Mozart/Menotti Live Radio Opera
Sydney Conservatorium of Music
“The devil couldn’t do what a woman can, make a thief of an honest man”
Bob, THE OLD MAID AND THE THIEF
ConOpera presents
MOZART/MENOTTI LIVE RADIO OPERA
THE OLD MAID AND THE THIEF
music & libretto by Gian Carlo Menotti
&
THE IMPRESARIO (DER SCHAUSPIELDIREKTOR)
by Wolfgang Amadeus Mozart
The Sydney Conservatorium of Music
Music Workshop 17 – 24 May 2014
DIRECTOR: SALLY BLACKWOOD
English dialogue, translation & surtitling by Sally Blackwood
Musical Director: STEPHEN MOULD
Set & Costume Designer: ELIZABETH GADSBY
Lighting Designer: ALEX BERLAGE
Foley Designers: THOM KELLAR, ANDREW SIMONS & TARA WEBB Folklore
Jingles arranged by: DAMIEN LANE Folklore
We have set this fabulous double bill production in late 1930s on a Live Radio sound stage. Here our players tell the intersecting stories of THE OLD MAID and her down-on-his-luck yet “venerable” lodger THE IMPRESARIO. Side by side The Impresario and the Old Maid chase love, lust, fame and fortune, injecting a well needed a dose of excitement into their lives and providing entertainment for ours.
THE OLD MAID AND THE THIEF enjoys the distinction of being the first opera composed for radio. Completed and first broadcast in 1939, Menotti adopted the style and pacing of a radio play of the times – the racy repartee of the original narrator owed something to Orson Welles in War of the Worlds. This pioneering work which initiated a new genre was such a success that it went on to be adapted by the composer for live performance in the opera house, where it remains a regularly programmed work.

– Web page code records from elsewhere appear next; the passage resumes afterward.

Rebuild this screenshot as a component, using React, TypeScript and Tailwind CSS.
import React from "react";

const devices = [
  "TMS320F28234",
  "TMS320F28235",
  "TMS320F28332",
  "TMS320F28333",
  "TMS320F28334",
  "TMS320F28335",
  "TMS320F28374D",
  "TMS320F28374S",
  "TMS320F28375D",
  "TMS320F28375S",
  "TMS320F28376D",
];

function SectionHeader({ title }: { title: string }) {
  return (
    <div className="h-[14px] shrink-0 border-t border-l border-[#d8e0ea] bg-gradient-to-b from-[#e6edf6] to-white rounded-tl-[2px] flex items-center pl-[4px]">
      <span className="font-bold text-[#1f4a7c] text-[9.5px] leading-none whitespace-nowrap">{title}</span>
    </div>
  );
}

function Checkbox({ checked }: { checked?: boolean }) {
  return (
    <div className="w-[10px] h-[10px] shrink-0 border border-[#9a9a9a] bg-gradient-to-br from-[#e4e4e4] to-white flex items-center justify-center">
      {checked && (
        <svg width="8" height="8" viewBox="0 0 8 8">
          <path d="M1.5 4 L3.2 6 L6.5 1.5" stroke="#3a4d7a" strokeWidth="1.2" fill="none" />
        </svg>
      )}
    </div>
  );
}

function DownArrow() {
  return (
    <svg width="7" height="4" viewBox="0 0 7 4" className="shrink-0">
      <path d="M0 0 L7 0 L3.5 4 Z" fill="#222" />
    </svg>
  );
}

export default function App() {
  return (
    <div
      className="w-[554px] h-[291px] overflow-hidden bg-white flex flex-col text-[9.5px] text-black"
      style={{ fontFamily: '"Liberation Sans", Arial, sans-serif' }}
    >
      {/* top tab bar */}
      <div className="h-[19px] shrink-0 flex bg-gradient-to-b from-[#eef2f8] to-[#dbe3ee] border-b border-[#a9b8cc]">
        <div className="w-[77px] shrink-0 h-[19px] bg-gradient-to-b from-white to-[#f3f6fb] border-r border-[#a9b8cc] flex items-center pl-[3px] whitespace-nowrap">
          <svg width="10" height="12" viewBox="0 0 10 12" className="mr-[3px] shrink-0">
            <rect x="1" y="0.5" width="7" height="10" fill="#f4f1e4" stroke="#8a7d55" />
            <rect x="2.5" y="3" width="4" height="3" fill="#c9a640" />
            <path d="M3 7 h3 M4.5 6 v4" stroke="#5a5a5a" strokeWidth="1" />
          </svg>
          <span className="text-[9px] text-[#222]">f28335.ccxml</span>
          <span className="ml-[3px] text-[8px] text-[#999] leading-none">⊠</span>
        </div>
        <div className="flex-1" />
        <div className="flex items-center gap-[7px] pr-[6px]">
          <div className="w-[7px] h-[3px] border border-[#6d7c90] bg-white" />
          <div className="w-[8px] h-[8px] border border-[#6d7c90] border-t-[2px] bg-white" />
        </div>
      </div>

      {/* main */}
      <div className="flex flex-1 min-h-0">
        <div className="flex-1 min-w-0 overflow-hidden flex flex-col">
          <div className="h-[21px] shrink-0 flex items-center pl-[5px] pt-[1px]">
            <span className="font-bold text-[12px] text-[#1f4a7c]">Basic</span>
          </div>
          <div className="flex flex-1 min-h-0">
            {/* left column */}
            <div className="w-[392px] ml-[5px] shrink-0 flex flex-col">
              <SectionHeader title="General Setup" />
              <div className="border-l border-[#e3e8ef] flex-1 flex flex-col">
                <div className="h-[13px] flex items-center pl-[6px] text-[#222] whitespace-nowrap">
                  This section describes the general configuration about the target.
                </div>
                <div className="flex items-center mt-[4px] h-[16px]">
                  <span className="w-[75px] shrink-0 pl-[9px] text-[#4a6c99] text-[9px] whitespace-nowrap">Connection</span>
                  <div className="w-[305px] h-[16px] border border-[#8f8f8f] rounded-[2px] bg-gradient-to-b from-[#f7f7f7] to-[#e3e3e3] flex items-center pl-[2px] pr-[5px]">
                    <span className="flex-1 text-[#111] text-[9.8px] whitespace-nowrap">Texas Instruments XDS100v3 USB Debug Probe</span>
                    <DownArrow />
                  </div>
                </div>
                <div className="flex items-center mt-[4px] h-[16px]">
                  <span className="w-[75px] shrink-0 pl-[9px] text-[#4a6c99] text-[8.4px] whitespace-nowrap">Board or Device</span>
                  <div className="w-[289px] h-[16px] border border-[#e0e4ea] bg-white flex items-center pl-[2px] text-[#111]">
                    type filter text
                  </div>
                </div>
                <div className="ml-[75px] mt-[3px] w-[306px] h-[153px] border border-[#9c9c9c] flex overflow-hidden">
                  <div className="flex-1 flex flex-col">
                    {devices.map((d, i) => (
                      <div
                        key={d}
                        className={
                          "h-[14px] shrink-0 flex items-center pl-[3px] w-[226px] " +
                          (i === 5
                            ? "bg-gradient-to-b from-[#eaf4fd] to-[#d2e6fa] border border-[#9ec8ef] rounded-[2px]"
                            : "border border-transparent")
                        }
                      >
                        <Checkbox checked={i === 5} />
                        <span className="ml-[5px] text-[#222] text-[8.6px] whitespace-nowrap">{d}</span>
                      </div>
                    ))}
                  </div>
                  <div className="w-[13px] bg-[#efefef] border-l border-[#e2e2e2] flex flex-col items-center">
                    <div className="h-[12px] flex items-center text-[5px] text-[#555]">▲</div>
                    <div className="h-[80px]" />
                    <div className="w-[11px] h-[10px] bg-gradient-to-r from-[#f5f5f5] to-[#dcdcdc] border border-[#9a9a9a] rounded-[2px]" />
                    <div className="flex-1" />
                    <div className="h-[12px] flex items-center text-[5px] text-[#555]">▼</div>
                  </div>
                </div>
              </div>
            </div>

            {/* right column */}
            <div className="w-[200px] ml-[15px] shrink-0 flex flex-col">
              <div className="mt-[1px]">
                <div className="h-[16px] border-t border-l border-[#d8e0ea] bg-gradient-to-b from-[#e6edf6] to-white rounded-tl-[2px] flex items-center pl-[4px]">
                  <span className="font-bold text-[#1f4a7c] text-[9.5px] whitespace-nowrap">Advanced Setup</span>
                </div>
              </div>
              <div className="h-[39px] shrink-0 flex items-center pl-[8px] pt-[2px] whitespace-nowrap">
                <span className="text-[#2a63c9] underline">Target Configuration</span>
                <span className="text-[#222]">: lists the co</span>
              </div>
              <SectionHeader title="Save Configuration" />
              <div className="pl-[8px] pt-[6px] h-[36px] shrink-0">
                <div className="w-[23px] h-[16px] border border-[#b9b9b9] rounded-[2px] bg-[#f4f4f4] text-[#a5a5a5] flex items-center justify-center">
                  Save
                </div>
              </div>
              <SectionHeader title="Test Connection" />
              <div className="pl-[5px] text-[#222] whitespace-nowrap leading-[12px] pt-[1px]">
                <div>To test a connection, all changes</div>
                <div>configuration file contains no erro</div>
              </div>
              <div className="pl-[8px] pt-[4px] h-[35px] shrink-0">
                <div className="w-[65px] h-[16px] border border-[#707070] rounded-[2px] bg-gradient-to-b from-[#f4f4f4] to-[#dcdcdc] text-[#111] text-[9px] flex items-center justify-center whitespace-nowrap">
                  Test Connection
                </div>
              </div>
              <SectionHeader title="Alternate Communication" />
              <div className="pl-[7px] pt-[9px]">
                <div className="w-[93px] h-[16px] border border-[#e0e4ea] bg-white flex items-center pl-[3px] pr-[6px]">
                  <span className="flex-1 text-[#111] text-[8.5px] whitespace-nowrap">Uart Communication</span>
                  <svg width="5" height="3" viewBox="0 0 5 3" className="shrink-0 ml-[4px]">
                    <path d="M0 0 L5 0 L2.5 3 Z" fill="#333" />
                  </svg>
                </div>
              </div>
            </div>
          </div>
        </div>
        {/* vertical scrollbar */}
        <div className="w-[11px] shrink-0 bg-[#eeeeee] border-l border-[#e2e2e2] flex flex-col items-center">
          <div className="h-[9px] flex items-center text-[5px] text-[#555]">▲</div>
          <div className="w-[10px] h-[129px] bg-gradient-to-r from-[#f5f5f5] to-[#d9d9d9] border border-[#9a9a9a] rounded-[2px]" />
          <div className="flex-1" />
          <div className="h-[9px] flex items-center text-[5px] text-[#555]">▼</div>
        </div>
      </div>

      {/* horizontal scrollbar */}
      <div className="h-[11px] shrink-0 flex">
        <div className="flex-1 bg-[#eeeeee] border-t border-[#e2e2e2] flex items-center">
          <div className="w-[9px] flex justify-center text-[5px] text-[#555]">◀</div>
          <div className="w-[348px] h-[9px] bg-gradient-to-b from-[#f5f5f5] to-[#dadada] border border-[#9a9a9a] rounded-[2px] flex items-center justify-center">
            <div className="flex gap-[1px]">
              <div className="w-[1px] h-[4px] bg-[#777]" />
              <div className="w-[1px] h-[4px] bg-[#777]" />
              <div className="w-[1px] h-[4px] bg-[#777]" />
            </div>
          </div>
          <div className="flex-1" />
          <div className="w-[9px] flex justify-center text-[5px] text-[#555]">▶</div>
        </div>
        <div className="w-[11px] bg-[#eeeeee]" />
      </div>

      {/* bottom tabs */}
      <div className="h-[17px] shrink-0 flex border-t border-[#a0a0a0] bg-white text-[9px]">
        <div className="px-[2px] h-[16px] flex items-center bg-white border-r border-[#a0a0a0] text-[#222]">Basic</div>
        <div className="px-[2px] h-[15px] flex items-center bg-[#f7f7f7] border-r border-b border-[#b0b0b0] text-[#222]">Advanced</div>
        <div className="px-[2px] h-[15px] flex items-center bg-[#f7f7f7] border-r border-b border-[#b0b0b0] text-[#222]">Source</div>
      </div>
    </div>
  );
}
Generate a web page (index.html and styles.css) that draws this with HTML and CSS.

DER SCHAUSPIELDIRKETOR (THE IMPRESARIO) is a parody of opera consisting of five gorgeous tongue-in-cheek pieces of music, strung together by the loose premise of two divas competing to be the only Prima Donna. The piece was originally written for a lavish party thrown by Emperor Joseph II at the Schönbrunn Palace in Vienna in 1786, and shared the occasion with Salieri’s opera buffa, ”Prima la Musica e Poi le Parole” (”First the Music, Then the Words”). The plot provides a rough frame for musical showcasing including some fabulously over-the-top “audition piece” Arias. As much of the original SCHAUSPIELDIREKTOR consisted of excerpts from current plays and feeble jokes about vain singers, virtually all modern performances are drastically rewritten, and this production is no exception. Mozart provides a grand overture, two arias, a trio and a quartet, and allows us to laugh at the ridiculous nature of the artform, the players, the behind-the-scenes competition, and to question “what is art if not a reflection of life?”.